Il problema era che, abituato ad apparire sotto una certa veste, ad essere elogiato o invidiato per la mia carriera, mi vergognavo a mostrare la realtà che si andava formando, temevo le critiche e il giudizio altrui, e così invece di cercare di farmi dare una mano da qualcuno di cui potevo fidarmi, mi sono rivolto a una terza persona per ottenere le disponibilità necessarie a chiudere i debiti bancari; solo che quella che prima era una “semplice” minaccia di farmi fallire si è trasformata presto in una serie di continue discussioni dai toni accesi, degenerate con l’omicidio che ho commesso.

È uno sforzo raccontare ogni volta il fardello che mi grava addosso, ma mi auguro che i ragazzi colgano il senso di una storia dura come la mia: che quando si ha la percezione di essere in una situazione rischiosa, bisogna smetterla di pensare di potercela fare da soli e imparare a cercare aiuto dalle persone giuste.

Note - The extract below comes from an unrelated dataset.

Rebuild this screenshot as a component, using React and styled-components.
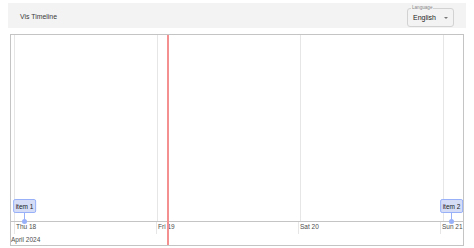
import React from "react";
import styled, { createGlobalStyle } from "styled-components";

const Global = createGlobalStyle`
  html, body { margin: 0; padding: 0; background: #fff; }
  body { font-family: "Liberation Sans", Arial, sans-serif; }
`;

const Page = styled.div`
  padding: 3px 8px 0 8px;
  width: 474px;
  box-sizing: border-box;
`;

const Header = styled.div`
  height: 25px;
  background: #f3f3f3;
  display: flex;
  align-items: center;
  justify-content: space-between;
  padding: 0 12px;
`;

const Title = styled.div`
  font-size: 6.9px;
  color: #3a3a3a;
  padding-top: 1px;
`;

const Select = styled.div`
  position: relative;
  width: 47px;
  height: 19px;
  box-sizing: border-box;
  border: 1px solid #d2d2d2;
  border-radius: 3px;
  display: flex;
  align-items: center;
  justify-content: space-between;
  padding: 1px 5px 0 5px;
  font-size: 7px;
  color: #222;
  margin-top: 3px;
`;

const SelectLabel = styled.span`
  position: absolute;
  top: -4px;
  left: 3px;
  padding: 0 1px;
  font-size: 4.6px;
  color: #888;
  background: #f3f3f3;
  line-height: 6px;
`;

const Caret = styled.span`
  width: 0;
  height: 0;
  border-left: 2px solid transparent;
  border-right: 2px solid transparent;
  border-top: 2px solid #777;
`;

const Timeline = styled.div`
  position: relative;
  margin: 6px 2px 0 2px;
  height: 212px;
  box-sizing: border-box;
  border: 1px solid #c4c4c4;
  display: flex;
  flex-direction: column;
  overflow: hidden;
`;

const Center = styled.div`
  height: 186px;
  flex: none;
  display: flex;
  padding-left: 3px;
  border-bottom: 1px solid #c4c4c4;
`;

const Column = styled.div`
  width: ${(p) => p.$w}px;
  flex: none;
  border-left: 1px solid #e6e6e6;
`;

const Axis = styled.div`
  height: 12px;
  flex: none;
  display: flex;
  padding-left: 3px;
`;

const AxisCell = styled.div`
  width: ${(p) => p.$w}px;
  flex: none;
  border-left: 1px solid #e6e6e6;
  font-size: 6.5px;
  line-height: 8px;
  color: #4d4d4d;
  padding: 1px 0 0 1px;
  box-sizing: border-box;
  white-space: nowrap;
`;

const Major = styled.div`
  height: 11px;
  flex: none;
  font-size: 6.5px;
  line-height: 8px;
  color: #4d4d4d;
  padding: 2px 0 0 0;
  box-sizing: border-box;
`;

const NowLine = styled.div`
  position: absolute;
  top: 0;
  bottom: 0;
  left: 155.5px;
  width: 2px;
  background: #f59090;
`;

const Item = styled.div`
  position: absolute;
  top: 164px;
  left: ${(p) => p.$x}px;
  transform: translateX(-50%);
  height: 14px;
  box-sizing: border-box;
  padding: 0 2px;
  background: #d5ddf6;
  border: 1px solid #97b0f8;
  border-radius: 2px;
  font-size: 6.5px;
  color: #1a1a1a;
  display: flex;
  align-items: center;
  white-space: nowrap;
`;

const Stem = styled.div`
  position: absolute;
  top: 178px;
  left: ${(p) => p.$x}px;
  width: 1px;
  height: 8px;
  background: #97b0f8;
`;

const Dot = styled.div`
  position: absolute;
  top: 184px;
  left: ${(p) => p.$x - 2}px;
  width: 5px;
  height: 5px;
  border-radius: 50%;
  background: #97b0f8;
`;

const cols = [142, 142, 142, 30];
const labels = ["Thu 18", "Fri 19", "Sat 20", "Sun 21"];
const items = [
  { label: "item 1", x: 13 },
  { label: "item 2", x: 440 },
];

export default function App() {
  return (
    <>
      <Global />
      <Page>
        <Header>
          <Title>Vis Timeline</Title>
          <Select>
            <SelectLabel>Language</SelectLabel>
            <span>English</span>
            <Caret />
          </Select>
        </Header>
        <Timeline>
          <Center>
            {cols.map((w, i) => (
              <Column key={i} $w={w} />
            ))}
          </Center>
          <Axis>
            {cols.map((w, i) => (
              <AxisCell key={i} $w={w}>
                {labels[i]}
              </AxisCell>
            ))}
          </Axis>
          <Major>April 2024</Major>
          <NowLine />
          {items.map((it) => (
            <React.Fragment key={it.label}>
              <Item $x={it.x + 0.5}>{it.label}</Item>
              <Stem $x={it.x} />
              <Dot $x={it.x} />
            </React.Fragment>
          ))}
        </Timeline>
      </Page>
    </>
  );
}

Anche se sentirsi biasimare o riprendere brucia, è più facile agire in modo da farsi approvare. E svelare le difficoltà, le debolezze appare umiliante. È una trappola dalla quale è difficile sfuggire nella nostra società. Io ci sono cascato e mi ritrovo in carcere.

Le nostre esperienze negative possono servire come una sorta di prevenzione, noi l’abbiamo coniugato come un “allenamento a pensarci prima”.

Ma il progetto con le scuole è molto importante anche per noi detenuti. Il biasimare, il dare la colpa agli altri, è un trucco per non volersi assumere le proprie responsabilità. I primi anni di carcere ero abile a cavalcare questa strada, comoda, agevole e in discesa. In fondo sapevo che era una perdita di tempo e non cambiava la situazione che mi aveva condotto in carcere, e nemmeno la durata della pena, ma alleggeriva solamente il mio senso di colpa, o almeno quella doveva essere la parvenza. Ripensandoci adesso mi rendo conto di non aver mai ripensato seriamente ai miei comportamenti passati. Questo è ciò che mi mette a disposizione il progetto: il confronto con la società, la riflessione.

 

 

L’incapacità di elaborare “pensieri difficili” sulle tragedie

 

Adolfo Ceretti

 

Vorrei aggiungere qualcosa rispetto alla vicenda di Erika e Omar, che ho attraversato insieme a Gustavo Pietropolli Charmet, in qualità di perito del Giudice delle indagini preliminari.

Quando mi è stato chiesto, dalla stampa, dalla magistratura, di dare un nome a questa vicenda, sono ricorso a questa formula: “È una tragedia senza tragico”. In che senso? Nel senso che la potenza di questo omicidio, se la si pensa da un punto di vista astratto, è quella di una tragedia greca. Una ragazza e il suo fidanzato uccidono la madre e il fratello di lei… A che cosa rimanda, simbolicamente, questo gesto? I Greci, per elaborare individualmente e collettivamente tali eventi, avevano creato, appunto, la tragedia, e parlato di catarsi. Per noi i pensieri, le riflessioni, i discorsi pubblici confluiscono, invece, nei talk-show televisivi…

Inoltre, sono pienamente d’accordo con Gianfranco Bettin quando sostiene che tutta la questione che ruota intorno ai fatti di Novi Ligure ha a che fare con la ricerca della “libertà assoluta”. Erika e Omar cercavano la libertà assoluta.